Dentro de los diversos efectos secundarios que nos ha traído la pandemia, está el dilema sobre el manejo que los gobiernos están dando a la información de la población a fin de gestionar el problema sanitario. Ningún gobierno democrático podría tomar la excepcionalidad de estos tiempos para excusar a las autoridades y al sector privado del marco legal para la protección de datos personales. Sin embargo, en tiempos de crisis, la narrativa sobre el derecho a la privacidad parece rebasada por otras prioridades.

El pasado 19 de marzo, el Comité Europeo de Protección de Datos manifestaba su posicionamiento ante la pandemia: la emergencia es una condición legal que podría legitimar restricciones a las libertades siempre que sean proporcionadas y limitadas al periodo de emergencia. El Comité además señala que las normas de protección de datos permiten a las autoridades sanitarias y empleadores procesar datos personales en el contexto de una epidemia sin que haya necesidad del consentimiento de los individuos. La base jurídica para ello sería el interés público. 

A pesar de la recomendación emitida por un Comité, entre cuyas funciones están justamente, la de contribuir “a la aplicación coherente de las normas de protección de datos en toda la Unión Europea”, las naciones de ese continente han encontrado dilemas y tensiones para aplicar criterios comunes sobre la protección de datos de salud de sus habitantes.

Ya desde los atentados de las torres gemelas en 2001, el gobierno de Estados Unidos intensificó modelos de vigilancia a la población. Y luego los demás países. Sin embargo, como nunca vemos con tanta nitidez las posibilidades que la tecnología da a los gobiernos para vigilar a la población, como utilizar la geolocalización para rastrear los movimientos de la gente con el fin de contener el coronavirus.

¿Cuál es número de infectados y dónde están concentrados? Son preguntas que una y otra vez se hacen al gobierno de AMLO, aunque en realidad son dudas compartidas alrededor del mundo. Lo que diferencia algunos países, sin embargo, es la precisión con la que pueden responder esas preguntas. Corea del Sur se apoyó en la tecnología para fortalecer las capacidades del Estado ante las primeras señales de la contingencia. Su gobierno ha sido capaz de contar con información de manera diaria de los contagiados, desde apps en móviles para monitorear a la población hasta el cruce de esos datos con información de tarjetas de crédito o identificación facial a través de los rostros captados en cámaras de vigilancia. China es otro país que ha usado el monitoreo de su población para un confinamiento selectivo.

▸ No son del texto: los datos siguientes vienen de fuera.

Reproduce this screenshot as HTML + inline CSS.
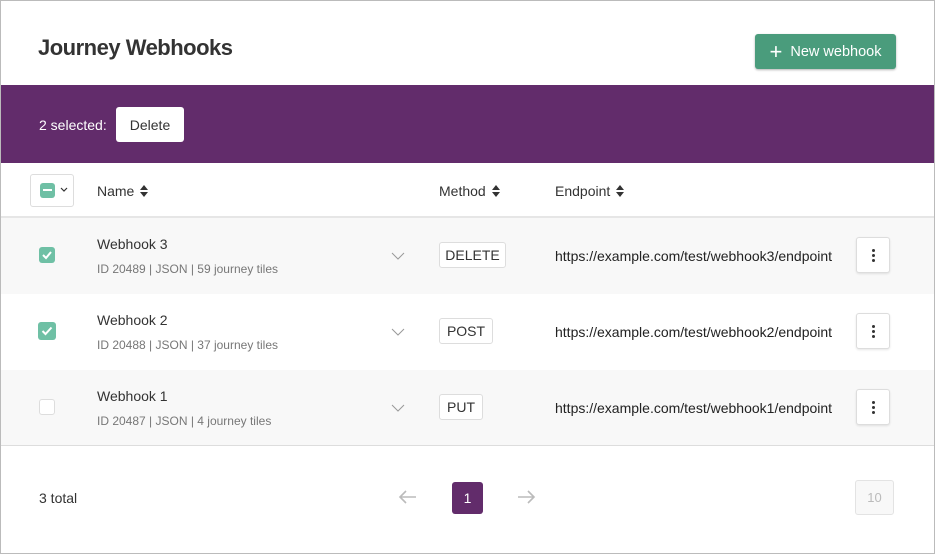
<!DOCTYPE html><html><head><style>
*{box-sizing:border-box;margin:0;padding:0}
body{width:935px;height:554px;overflow:hidden;font-family:"Liberation Sans",sans-serif;color:#333;background:#fff}
.frame{position:absolute;left:0;top:0;width:935px;height:554px;border:1px solid #bbb}
.abs{position:absolute}
h1{position:absolute;left:38px;top:35px;font-size:22px;font-weight:bold;color:#333;letter-spacing:-.5px}
.newbtn{left:755px;top:34px;width:141px;height:35px;background:#4a9c7c;border-radius:3px;color:#fff;font-size:14.5px;display:flex;align-items:center;justify-content:center;gap:8px;box-shadow:0 1px 2px rgba(0,0,0,.3)}
.band{left:1px;top:85px;width:933px;height:78px;background:#622c6b}
.sel{left:39px;top:117px;color:#fff;font-size:14px}
.del{left:116px;top:107px;width:68px;height:35px;background:#fff;border-radius:3px;font-size:14px;display:flex;align-items:center;justify-content:center;color:#333}
.th{font-size:14px;color:#333;top:183px}
.th svg{vertical-align:-1px;margin-left:6px}
.row{left:1px;width:933px;height:76px}
.cb{width:16px;height:16px;border-radius:3px;left:39px}
.on{background:#6fc0a5}
.off{border:1px solid #ddd;background:#fff}
.name{left:97px;font-size:14px;color:#333}
.meta{left:97px;font-size:12px;color:#777}
.pill{height:26px;border:1px solid #ddd;border-radius:3px;background:#fff;font-size:14px;display:flex;align-items:center;justify-content:center;left:439px}
.url{left:555px;font-size:14px;color:#222}
.kb{left:856px;width:34px;height:36px;border:1px solid #ddd;border-radius:3px;background:#fff;box-shadow:0 1px 2px rgba(0,0,0,.1)}
.kb i{position:absolute;left:15px;width:3px;height:3px;border-radius:50%;background:#333}
</style></head><body>
<div class="frame"></div>
<h1>Journey Webhooks</h1>
<div class="abs newbtn"><span style="font-size:22px;font-weight:300;line-height:1">+</span>New webhook</div>
<div class="abs band"></div>
<div class="abs sel">2 selected:</div>
<div class="abs del">Delete</div>
<div class="abs" style="left:30px;top:174px;width:44px;height:33px;border:1px solid #ddd;border-radius:3px"></div>
<div class="abs on" style="left:40px;top:183px;width:15px;height:15px;border-radius:3px"><div style="position:absolute;left:3px;top:6px;width:9px;height:2px;background:#fff"></div></div>
<svg class="abs" style="left:60px;top:187px" width="8" height="6"><path d="M1 1l3 3 3-3" stroke="#333" fill="none" stroke-width="1.2"/></svg>
<div class="abs th" style="left:97px">Name<svg width="8" height="12"><path d="M4 0L8 5H0z M4 12L0 7h8z" fill="#333"/></svg></div>
<div class="abs th" style="left:439px">Method<svg width="8" height="12"><path d="M4 0L8 5H0z M4 12L0 7h8z" fill="#333"/></svg></div>
<div class="abs th" style="left:555px">Endpoint<svg width="8" height="12"><path d="M4 0L8 5H0z M4 12L0 7h8z" fill="#333"/></svg></div>
<div class="abs" style="left:1px;top:216px;width:933px;height:2px;background:#e6e6e6"></div>

<div class="abs row" style="top:218px;background:#f8f8f8"></div>
<div class="abs row" style="top:370px;background:#f8f8f8"></div>
<div class="abs" style="left:1px;top:445px;width:933px;height:1px;background:#ddd"></div>

<div class="abs cb on" style="top:247px"><svg width="16" height="16"><path d="M4 8l3 3 5-6" stroke="#fff" stroke-width="2" fill="none"/></svg></div>
<div class="abs cb on" style="top:322px;width:18px;height:18px;left:38px"><svg width="18" height="18"><path d="M4.5 9l3 3 6-6.5" stroke="#fff" stroke-width="2" fill="none"/></svg></div>
<div class="abs cb off" style="top:399px"></div>

<div class="abs name" style="top:236px">Webhook 3</div>
<div class="abs meta" style="top:262px">ID 20489 | JSON | 59 journey tiles</div>
<div class="abs name" style="top:312px">Webhook 2</div>
<div class="abs meta" style="top:338px">ID 20488 | JSON | 37 journey tiles</div>
<div class="abs name" style="top:388px">Webhook 1</div>
<div class="abs meta" style="top:414px">ID 20487 | JSON | 4 journey tiles</div>

<svg class="abs" style="left:391px;top:252px" width="14" height="8"><path d="M1 1l6 6 6-6" stroke="#999" fill="none"/></svg>
<svg class="abs" style="left:391px;top:328px" width="14" height="8"><path d="M1 1l6 6 6-6" stroke="#999" fill="none"/></svg>
<svg class="abs" style="left:391px;top:404px" width="14" height="8"><path d="M1 1l6 6 6-6" stroke="#999" fill="none"/></svg>

<div class="abs pill" style="top:242px;width:67px">DELETE</div>
<div class="abs pill" style="top:318px;width:54px">POST</div>
<div class="abs pill" style="top:394px;width:44px">PUT</div>

<div class="abs url" style="top:248px">https://example.com/test/webhook3/endpoint</div>
<div class="abs url" style="top:324px">https://example.com/test/webhook2/endpoint</div>
<div class="abs url" style="top:400px">https://example.com/test/webhook1/endpoint</div>

<div class="abs kb" style="top:237px"><i style="top:11px"></i><i style="top:16px"></i><i style="top:21px"></i></div>
<div class="abs kb" style="top:313px"><i style="top:11px"></i><i style="top:16px"></i><i style="top:21px"></i></div>
<div class="abs kb" style="top:389px"><i style="top:11px"></i><i style="top:16px"></i><i style="top:21px"></i></div>

<div class="abs" style="left:39px;top:490px;font-size:14px">3 total</div>
<svg class="abs" style="left:398px;top:490px" width="20" height="14"><path d="M18 7H2M8 1L2 7l6 6" stroke="#bbb" stroke-width="1.6" fill="none"/></svg>
<div class="abs" style="left:452px;top:482px;width:31px;height:32px;background:#622c6b;border-radius:3px;color:#fff;font-size:14px;display:flex;align-items:center;justify-content:center">1</div>
<svg class="abs" style="left:516px;top:490px" width="20" height="14"><path d="M2 7h16M12 1l6 6-6 6" stroke="#bbb" stroke-width="1.6" fill="none"/></svg>
<div class="abs" style="left:855px;top:480px;width:39px;height:35px;border:1px solid #e3e3e3;background:#f8f8f8;border-radius:3px;color:#bbb;font-size:13px;display:flex;align-items:center;justify-content:center">10</div>
</body></html>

Pero justo aquí enfrentamos uno de los principales debates que ha abierto la pandemia: trastocar la intimidad de la gente a cambio de ganar una mayor contención de la enfermedad. Para los gobiernos de corte autoritario como China o Rusia tal dilema es inexistente y hasta ahora parecen más capaces de lidiar con el problema, mientras que, para democracias en Europa o Estados Unidos, la percepción de gobiernos débiles y acotados gana terreno junto con las cifras de contagios.

El uso de la información personal por parte de las autoridades en tiempo de crisis sanitaria parece un debate distante en países como México, donde la cultura de la privacidad carece de sentido para el grueso de la sociedad. En medio del desencanto democrático que recorre el mundo, la urgencia de salir de la crisis podría legitimar a los gobiernos a usar mayores controles de la población y endurecer su vigilancia. 

Sacrificar el derecho a la intimidad a cambio de mayores capacidades, reales y percibidas, de los gobiernos para garantizar el derecho a la salud, podría ser una medida que pase sin mayor ruido. Sus consecuencias sin embargo podrían redefinir el orden político.